The core of any OFAC search involves screening against the agency’s multiple sanctions lists, each carrying distinct restrictions. The most recognizable and frequently screened list is the Specially Designated Nationals and Blocked Persons List (SDN List). An SDN designation identifies individuals, entities, vessels, and aircraft owned or controlled by, or acting for or on behalf of, targeted countries or groups.
Any transaction involving an SDN is immediately prohibited. All assets within U.S. jurisdiction that belong to an SDN must be blocked or frozen. This requirement means the U.S. person or entity must stop the transaction and prevent the movement or transfer of the blocked property.
The OFAC framework includes other targeted lists that impose different types of restrictions, not always requiring a full asset block. The Sectoral Sanctions Identifications List (SSI List), for instance, targets specific Russian entities operating in the energy, financial, and defense sectors. Restrictions under the SSI List typically prohibit certain types of debt and equity transactions, rather than demanding a total asset freeze.
Another important list is the Foreign Sanctions Evaders List (FSE List).
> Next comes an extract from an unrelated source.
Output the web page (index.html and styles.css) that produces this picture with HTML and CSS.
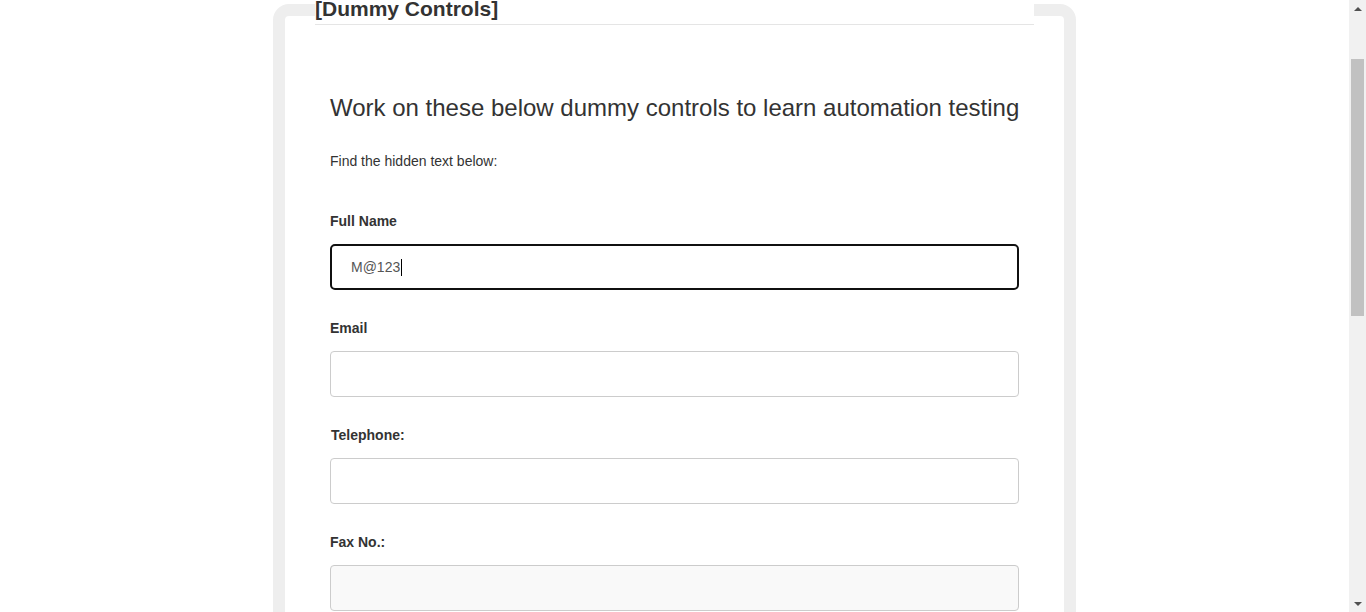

This list identifies foreign persons who have violated U.S. sanctions against Iran or Syria. Persons on the FSE List are generally banned from engaging in transactions with U.S. persons.
The legal requirement to conduct OFAC searches extends broadly, encompassing any “U.S. person” or entity engaging in transactions that touch U.S. jurisdiction. Financial institutions represent the most heavily regulated sector and must implement comprehensive, risk-based screening programs. This includes commercial banks, money services businesses (MSBs), broker-dealers, and insurance companies.
Exporters and importers must also diligently screen their overseas customers, suppliers, and distributors before finalizing any international trade contract. A transaction involving the sale of goods from the U.S. to an SDN, even if facilitated by a foreign intermediary, constitutes a violation.
The requirement applies to numerous other industries, including transportation, shipping, and travel services, particularly when dealing with international routes or passengers. Certain U.S. employers hiring foreign nationals must also screen their candidates before issuing employment contracts or processing payments.
While not every small business is explicitly regulated like a bank, the law prohibits any U.S. person—including individuals and corporations—from participating in prohibited transactions. Screening is a necessary risk mitigation measure for virtually any U.S. entity engaging in international commerce. This applies even if the transaction is indirect.
Performing an OFAC search requires precision in data input and a clear understanding of the matching technology. The U.S. Department of the Treasury provides the official OFAC Sanctions List Search tool. This tool allows users to manually check names against the consolidated sanctions list data and is often used by smaller businesses or for low-volume screenings.
Most large financial institutions and high-volume international businesses rely on specialized third-party automated screening software. These commercial solutions integrate the OFAC data feeds directly into their operational systems, enabling real-time screening of transactions and customer onboarding processes.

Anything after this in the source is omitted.